Collection entries:
▼▼▼
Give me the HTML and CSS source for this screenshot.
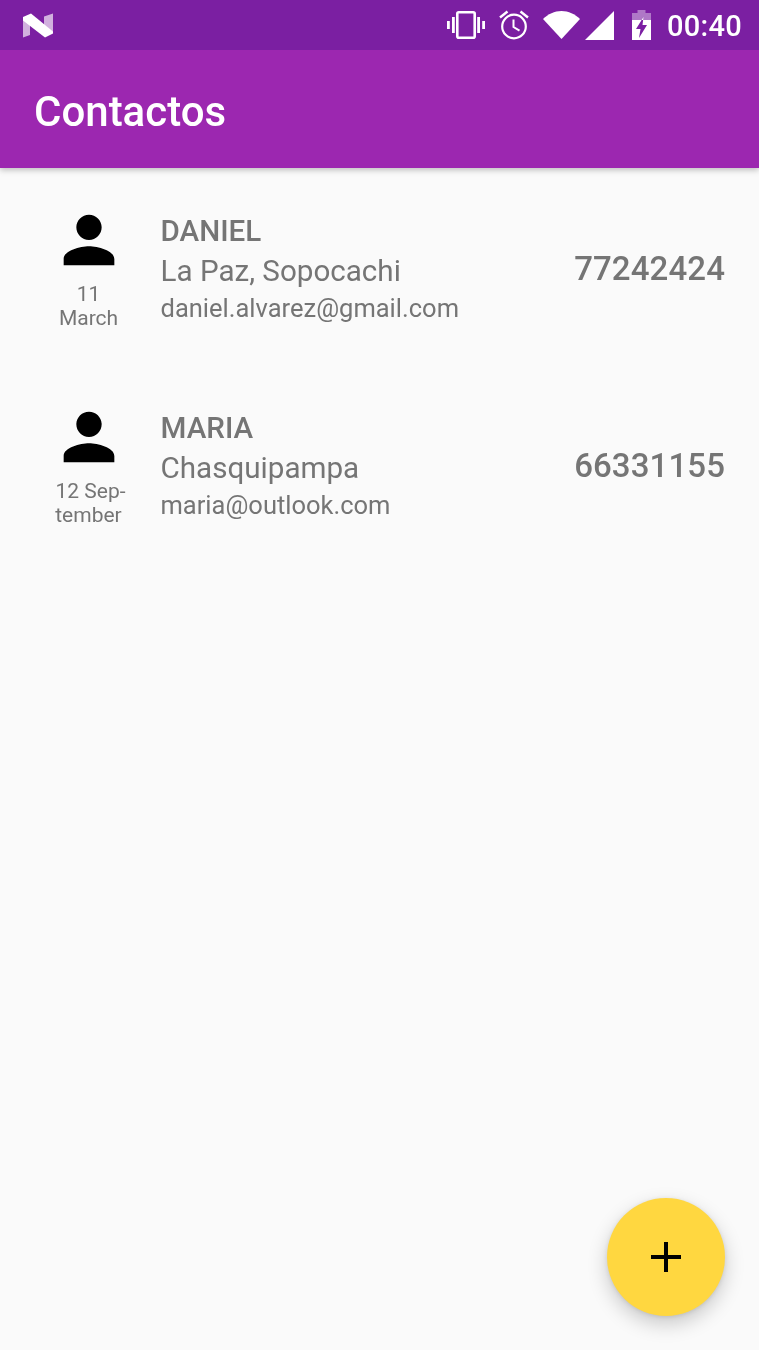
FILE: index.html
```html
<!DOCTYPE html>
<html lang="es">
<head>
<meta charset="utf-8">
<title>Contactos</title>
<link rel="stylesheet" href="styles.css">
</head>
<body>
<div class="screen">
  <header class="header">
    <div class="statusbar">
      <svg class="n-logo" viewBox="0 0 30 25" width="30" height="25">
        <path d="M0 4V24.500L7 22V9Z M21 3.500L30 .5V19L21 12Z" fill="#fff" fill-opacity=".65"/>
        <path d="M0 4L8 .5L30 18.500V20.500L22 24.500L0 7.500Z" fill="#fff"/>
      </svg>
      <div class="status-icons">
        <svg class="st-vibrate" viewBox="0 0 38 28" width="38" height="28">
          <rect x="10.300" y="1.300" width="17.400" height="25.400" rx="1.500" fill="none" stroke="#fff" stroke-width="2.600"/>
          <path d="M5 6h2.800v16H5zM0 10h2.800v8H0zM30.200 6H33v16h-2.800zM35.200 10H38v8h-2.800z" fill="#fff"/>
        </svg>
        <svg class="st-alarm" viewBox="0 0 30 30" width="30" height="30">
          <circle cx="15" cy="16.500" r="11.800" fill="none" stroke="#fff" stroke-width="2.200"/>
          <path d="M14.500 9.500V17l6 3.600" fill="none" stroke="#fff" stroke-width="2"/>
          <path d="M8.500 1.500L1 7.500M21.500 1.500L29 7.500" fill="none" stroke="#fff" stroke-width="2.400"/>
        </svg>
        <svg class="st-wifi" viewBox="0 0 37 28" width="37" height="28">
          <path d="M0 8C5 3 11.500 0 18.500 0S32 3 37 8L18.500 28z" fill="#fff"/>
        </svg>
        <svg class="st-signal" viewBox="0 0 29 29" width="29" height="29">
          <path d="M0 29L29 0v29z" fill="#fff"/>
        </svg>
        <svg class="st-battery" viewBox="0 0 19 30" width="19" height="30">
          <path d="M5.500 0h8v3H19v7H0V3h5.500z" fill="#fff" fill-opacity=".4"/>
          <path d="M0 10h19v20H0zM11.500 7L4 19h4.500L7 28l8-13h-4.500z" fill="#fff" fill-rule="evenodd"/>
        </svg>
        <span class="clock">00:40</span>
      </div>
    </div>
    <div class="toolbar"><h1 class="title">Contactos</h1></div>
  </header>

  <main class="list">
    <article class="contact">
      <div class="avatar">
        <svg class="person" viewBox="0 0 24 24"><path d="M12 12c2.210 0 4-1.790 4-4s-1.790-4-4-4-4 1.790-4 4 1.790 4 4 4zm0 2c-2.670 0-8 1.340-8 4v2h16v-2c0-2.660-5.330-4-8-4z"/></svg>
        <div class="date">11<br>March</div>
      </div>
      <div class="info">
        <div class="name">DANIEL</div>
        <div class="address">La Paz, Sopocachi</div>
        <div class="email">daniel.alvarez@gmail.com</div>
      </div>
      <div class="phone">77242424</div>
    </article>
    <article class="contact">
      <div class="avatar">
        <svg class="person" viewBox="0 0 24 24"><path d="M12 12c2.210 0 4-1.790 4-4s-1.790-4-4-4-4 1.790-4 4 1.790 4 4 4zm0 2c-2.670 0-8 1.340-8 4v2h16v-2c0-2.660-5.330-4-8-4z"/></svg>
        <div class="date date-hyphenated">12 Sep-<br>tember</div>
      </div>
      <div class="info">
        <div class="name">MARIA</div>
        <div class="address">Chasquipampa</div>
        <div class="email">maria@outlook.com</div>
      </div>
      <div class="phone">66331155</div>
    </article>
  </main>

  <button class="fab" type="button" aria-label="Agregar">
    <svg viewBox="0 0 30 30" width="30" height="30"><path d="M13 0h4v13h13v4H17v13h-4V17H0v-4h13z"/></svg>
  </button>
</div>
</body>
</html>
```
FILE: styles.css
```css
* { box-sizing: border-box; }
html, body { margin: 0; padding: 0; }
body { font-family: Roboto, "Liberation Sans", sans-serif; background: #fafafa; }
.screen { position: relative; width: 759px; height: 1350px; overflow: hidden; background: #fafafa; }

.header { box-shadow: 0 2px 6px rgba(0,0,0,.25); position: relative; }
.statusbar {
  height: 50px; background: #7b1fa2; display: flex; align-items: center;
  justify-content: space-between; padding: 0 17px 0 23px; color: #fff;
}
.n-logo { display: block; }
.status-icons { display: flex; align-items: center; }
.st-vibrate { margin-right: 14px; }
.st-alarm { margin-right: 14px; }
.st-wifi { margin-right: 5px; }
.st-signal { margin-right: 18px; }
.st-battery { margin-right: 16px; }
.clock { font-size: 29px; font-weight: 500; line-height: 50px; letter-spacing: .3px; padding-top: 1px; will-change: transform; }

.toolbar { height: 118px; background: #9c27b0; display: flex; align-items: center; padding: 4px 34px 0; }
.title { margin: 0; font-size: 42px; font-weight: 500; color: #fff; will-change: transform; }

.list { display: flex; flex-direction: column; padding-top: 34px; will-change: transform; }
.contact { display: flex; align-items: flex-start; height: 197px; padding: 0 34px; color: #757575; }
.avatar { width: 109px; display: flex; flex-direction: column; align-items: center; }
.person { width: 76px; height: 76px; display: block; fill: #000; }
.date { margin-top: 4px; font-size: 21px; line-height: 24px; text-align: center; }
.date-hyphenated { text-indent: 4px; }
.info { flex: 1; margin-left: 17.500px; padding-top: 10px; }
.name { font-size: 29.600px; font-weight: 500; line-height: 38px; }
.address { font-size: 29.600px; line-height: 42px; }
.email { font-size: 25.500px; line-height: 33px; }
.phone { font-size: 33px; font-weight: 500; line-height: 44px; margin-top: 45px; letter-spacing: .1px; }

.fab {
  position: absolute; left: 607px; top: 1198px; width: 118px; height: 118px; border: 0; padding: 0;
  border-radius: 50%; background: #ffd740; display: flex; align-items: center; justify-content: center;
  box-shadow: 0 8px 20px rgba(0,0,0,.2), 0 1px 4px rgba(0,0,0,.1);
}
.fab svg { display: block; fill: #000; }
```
▲▲▲
▼▼▼
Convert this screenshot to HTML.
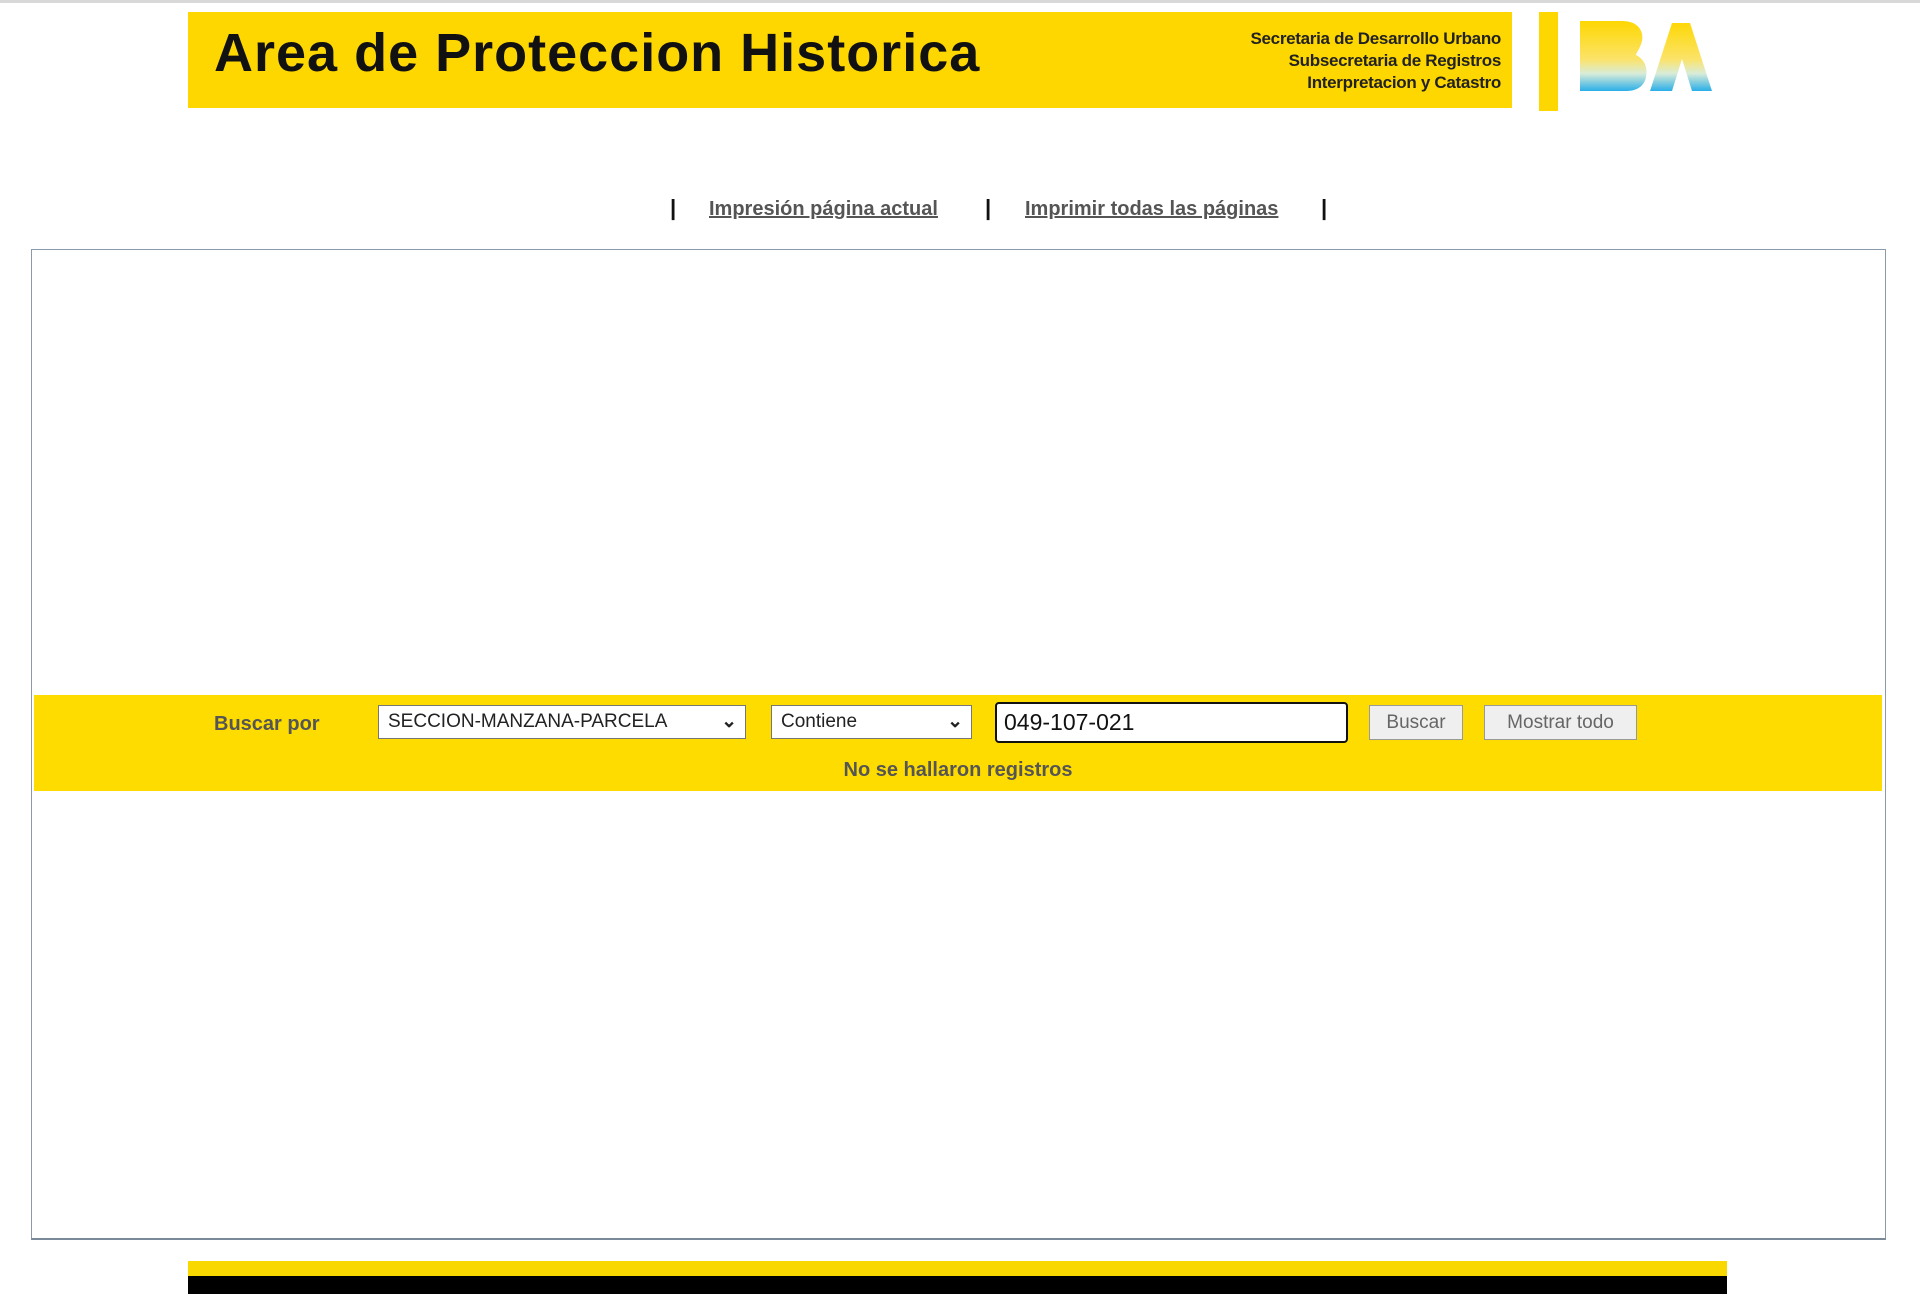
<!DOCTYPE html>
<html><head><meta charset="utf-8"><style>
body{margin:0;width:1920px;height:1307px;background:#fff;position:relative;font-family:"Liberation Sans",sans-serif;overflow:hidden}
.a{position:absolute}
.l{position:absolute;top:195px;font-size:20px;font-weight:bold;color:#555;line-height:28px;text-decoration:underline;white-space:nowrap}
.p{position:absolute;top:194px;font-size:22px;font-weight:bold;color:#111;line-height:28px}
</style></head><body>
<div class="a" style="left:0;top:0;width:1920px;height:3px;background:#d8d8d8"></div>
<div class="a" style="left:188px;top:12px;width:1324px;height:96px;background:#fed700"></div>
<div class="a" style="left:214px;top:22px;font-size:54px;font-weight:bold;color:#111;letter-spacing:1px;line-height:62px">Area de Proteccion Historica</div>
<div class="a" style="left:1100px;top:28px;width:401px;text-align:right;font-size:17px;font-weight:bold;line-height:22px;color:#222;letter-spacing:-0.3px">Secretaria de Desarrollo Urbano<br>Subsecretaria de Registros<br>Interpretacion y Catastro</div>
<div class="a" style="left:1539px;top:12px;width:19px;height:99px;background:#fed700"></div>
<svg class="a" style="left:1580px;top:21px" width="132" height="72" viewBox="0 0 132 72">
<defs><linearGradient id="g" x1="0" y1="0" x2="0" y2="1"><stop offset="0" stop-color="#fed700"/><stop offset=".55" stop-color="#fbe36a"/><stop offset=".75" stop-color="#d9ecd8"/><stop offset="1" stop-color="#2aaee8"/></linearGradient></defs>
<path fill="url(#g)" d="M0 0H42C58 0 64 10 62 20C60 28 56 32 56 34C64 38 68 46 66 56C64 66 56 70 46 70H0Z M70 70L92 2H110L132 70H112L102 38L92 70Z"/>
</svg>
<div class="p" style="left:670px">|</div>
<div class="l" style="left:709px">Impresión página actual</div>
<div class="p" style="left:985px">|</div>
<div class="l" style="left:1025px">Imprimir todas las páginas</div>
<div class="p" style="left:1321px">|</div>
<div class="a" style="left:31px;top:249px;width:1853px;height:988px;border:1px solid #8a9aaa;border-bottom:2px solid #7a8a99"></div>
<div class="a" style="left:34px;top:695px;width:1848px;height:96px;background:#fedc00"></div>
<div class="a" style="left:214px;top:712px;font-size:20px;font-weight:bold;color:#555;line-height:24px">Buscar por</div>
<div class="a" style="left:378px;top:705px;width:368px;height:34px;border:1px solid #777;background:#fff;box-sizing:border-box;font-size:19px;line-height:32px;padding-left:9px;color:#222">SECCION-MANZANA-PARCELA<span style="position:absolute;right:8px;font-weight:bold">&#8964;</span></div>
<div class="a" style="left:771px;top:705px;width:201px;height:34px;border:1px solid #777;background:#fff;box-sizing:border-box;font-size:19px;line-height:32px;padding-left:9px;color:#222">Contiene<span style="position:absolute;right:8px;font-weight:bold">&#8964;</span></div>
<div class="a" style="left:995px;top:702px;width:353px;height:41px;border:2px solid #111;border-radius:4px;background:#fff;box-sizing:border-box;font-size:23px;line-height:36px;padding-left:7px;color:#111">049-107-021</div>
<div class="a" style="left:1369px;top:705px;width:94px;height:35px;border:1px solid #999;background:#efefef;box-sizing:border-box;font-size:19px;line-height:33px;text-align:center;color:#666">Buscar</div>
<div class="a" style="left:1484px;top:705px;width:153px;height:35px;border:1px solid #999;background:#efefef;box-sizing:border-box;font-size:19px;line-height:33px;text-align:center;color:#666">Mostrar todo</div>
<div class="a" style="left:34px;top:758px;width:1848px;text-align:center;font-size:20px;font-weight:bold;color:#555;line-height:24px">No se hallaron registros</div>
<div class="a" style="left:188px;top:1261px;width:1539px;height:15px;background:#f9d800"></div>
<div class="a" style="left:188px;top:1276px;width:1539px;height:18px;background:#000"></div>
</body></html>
▲▲▲
WHAT TO PRODUCE:
From the records given above, copy all lines containing "screenshot".

RESULT FOR THIS TASK:
Give me the HTML and CSS source for this screenshot.
Convert this screenshot to HTML.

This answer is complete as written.